A stock is considered readily tradable if it is listed on a national securities exchange registered under Section 6 of the Securities Exchange Act of 1934. Listing on these established exchanges provides the necessary regulatory oversight to satisfy the IRS’s requirements. Investors must confirm the specific listing status of the foreign stock, not just its general availability through a brokerage.

These three foreign-specific tests must be met alongside the mandatory holding period requirement. If the investor fails the holding period rule, the dividend is classified as non-qualified ordinary income, regardless of the corporation’s structure.

Tax Treatment of Qualified vs. Non-Qualified Foreign Dividends

Qualified foreign dividends are taxed at the same preferential rates applied to long-term capital gains. These rates are 0%, 15%, or 20%, depending on the taxpayer’s income level.

A non-qualified foreign dividend, by contrast, is taxed at the taxpayer’s ordinary income tax rate. This rate can range from 10% to 37%, meaning a non-qualified dividend can be taxed at a rate nearly double that of a qualified dividend for high-income earners.

Investors typically receive documentation from their brokers detailing the foreign dividend payments. US brokers issue Form 1099-DIV, which reports the total ordinary dividends in Box 1a and the QDI portion in Box 1b. Box 7 of this form is used to report any foreign tax withheld.

When dealing with a non-US broker or direct investment, the investor may receive Form 1042-S, Foreign Person’s U.S. Source Income Subject to Withholding. The investor remains responsible for verifying the QDI status of foreign dividends. A broker may incorrectly classify a dividend, and the IRS will hold the taxpayer accountable for the final determination.

The investor must review the status of the underlying corporation against the treaty and trading rules. Relying solely on the QDI amount listed on a tax form without independent verification is a compliance risk.
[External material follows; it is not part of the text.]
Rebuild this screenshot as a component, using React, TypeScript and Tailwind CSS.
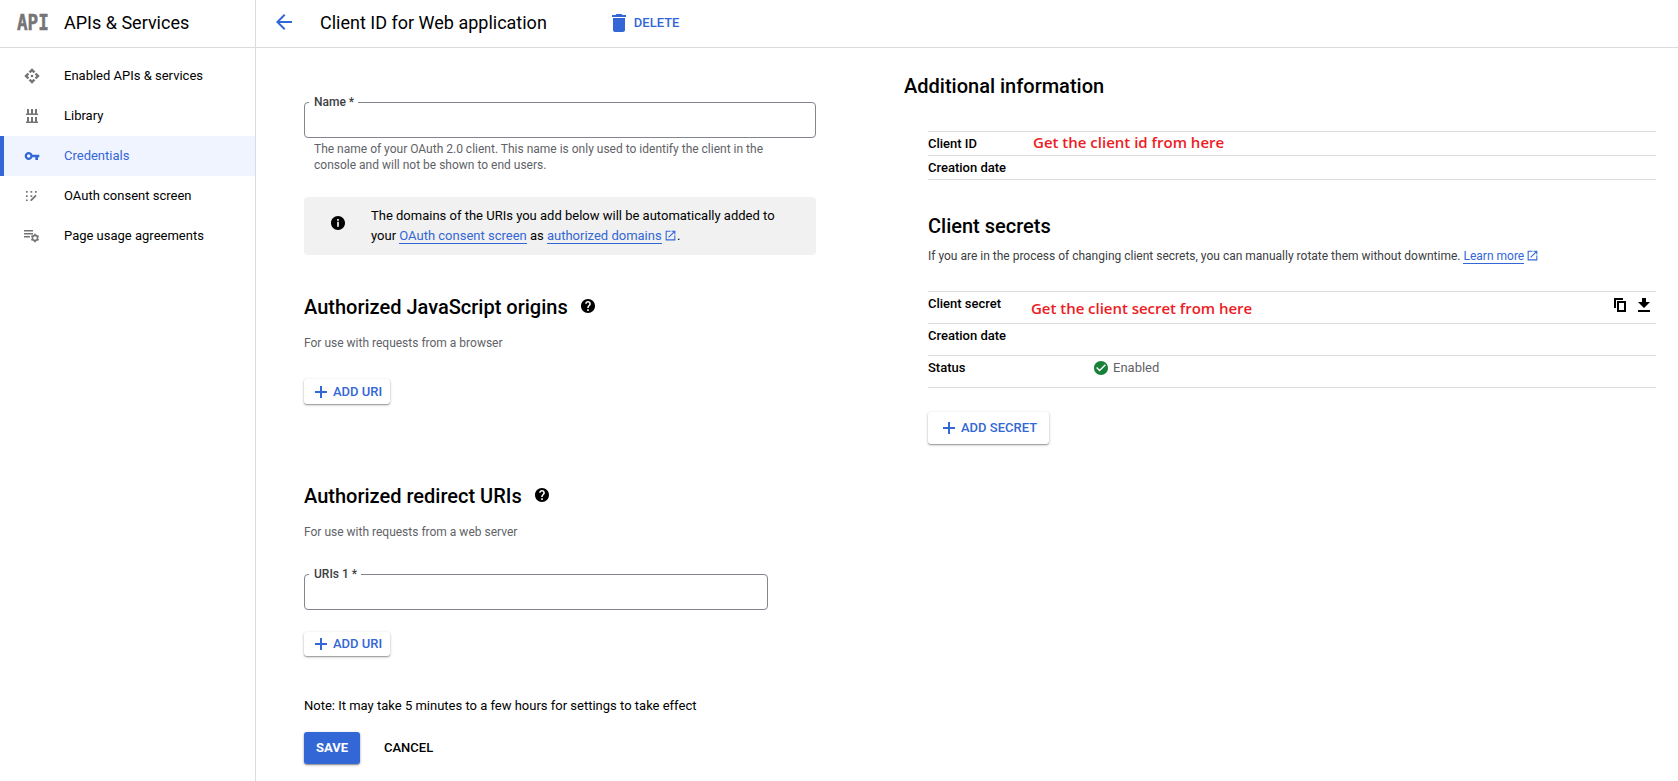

Interaction with the Foreign Tax Credit

Foreign dividends are frequently subject to withholding taxes levied by the source country before the net amount reaches the US investor. The Foreign Tax Credit (FTC), claimed using Form 1116, is the mechanism US tax law provides to prevent double taxation on this income. The FTC allows the investor to credit foreign income taxes paid against their US tax liability on that same foreign income.

The amount of credit available is subject to a limitation rule designed to ensure the credit does not offset US tax on US-source income. The credit is limited to the US tax liability on the foreign source income itself. This limitation is calculated by multiplying the total US tax by a fraction, where the numerator is foreign source income and the denominator is worldwide taxable income.

The complexity intensifies when the foreign dividend qualifies for the preferential QDI rate. This situation triggers the “Qualified Dividend Income Reduction Rule,” sometimes called the FTC adjustment. Since the QDI is taxed at the lower long-term capital gains rates, the effective US tax rate on that income is less than the ordinary income tax rate.

If the US tax on the QDI is reduced, the amount of foreign tax credit available must also be reduced proportionately. This reduction prevents the taxpayer from claiming a credit for foreign taxes paid that exceeds the actual US tax liability generated by the QDI.

Conceptually, the reduction rule forces the taxpayer to adjust the foreign source income amount used in the numerator of the FTC limitation fraction. This adjusted figure, the “reduced amount,” reflects the fact that a portion of the foreign income was taxed at a lower US rate.

For example, if a dividend is taxed at 15% instead of 30%, the income is treated as if a smaller amount generated the 15% tax. This adjustment is necessary because the US tax system does not want to grant a dollar-for-dollar credit for a foreign tax that is higher than the US tax due on the income. The QDI reduction rule is one of the most common reasons for errors on Form 1116.

The goal of the reduction is to prevent “cross-crediting,” where excess foreign tax credits from the QDI offset US tax on unrelated foreign-source income. The calculation is mandatory whenever QDI is included in the foreign source income total.

Reporting Foreign Dividends on Tax Forms

The process of reporting foreign dividends involves several distinct forms, each serving a specific purpose in the US tax compliance structure. All dividend income, both foreign and domestic, must first be reported on the taxpayer’s main return, Form 1040. The total ordinary dividends are entered on the designated line, while the QDI amount is separately reported to ensure the preferential rate is applied.

The foundational reporting document for all dividend income is Schedule B, Interest and Ordinary Dividends. Taxpayers must list the names of the payors and the total ordinary dividend amount, including all foreign dividends, in Part II of this schedule. Schedule B also requires the taxpayer to answer a question regarding foreign accounts, specifically if the aggregate value of all foreign financial accounts exceeded $10,000 at any point during the tax year.

The Foreign Tax Credit is claimed by filing Form 1116. This form serves as the primary mechanism for integrating the foreign income, the foreign taxes paid, and the FTC limitation calculation. Taxpayers must use a separate Form 1116 for each category of foreign income, such as “passive category income,” which typically includes most foreign dividends.

Within Form 1116, the taxpayer first reports the gross amount of the foreign dividend income and the foreign taxes paid in the appropriate columns in Part I. Part III is where the FTC limitation calculation is performed, incorporating the worldwide taxable income figures from the Form 1040.

The QDI adjustment is factored into the calculation of the “Foreign Taxable Income” line on Form 1116. This adjustment reduces the amount of foreign income used in the numerator of the limiting fraction. The final result of Form 1116, the allowed foreign tax credit, is then carried back to the Form 1040 to reduce the total US tax liability.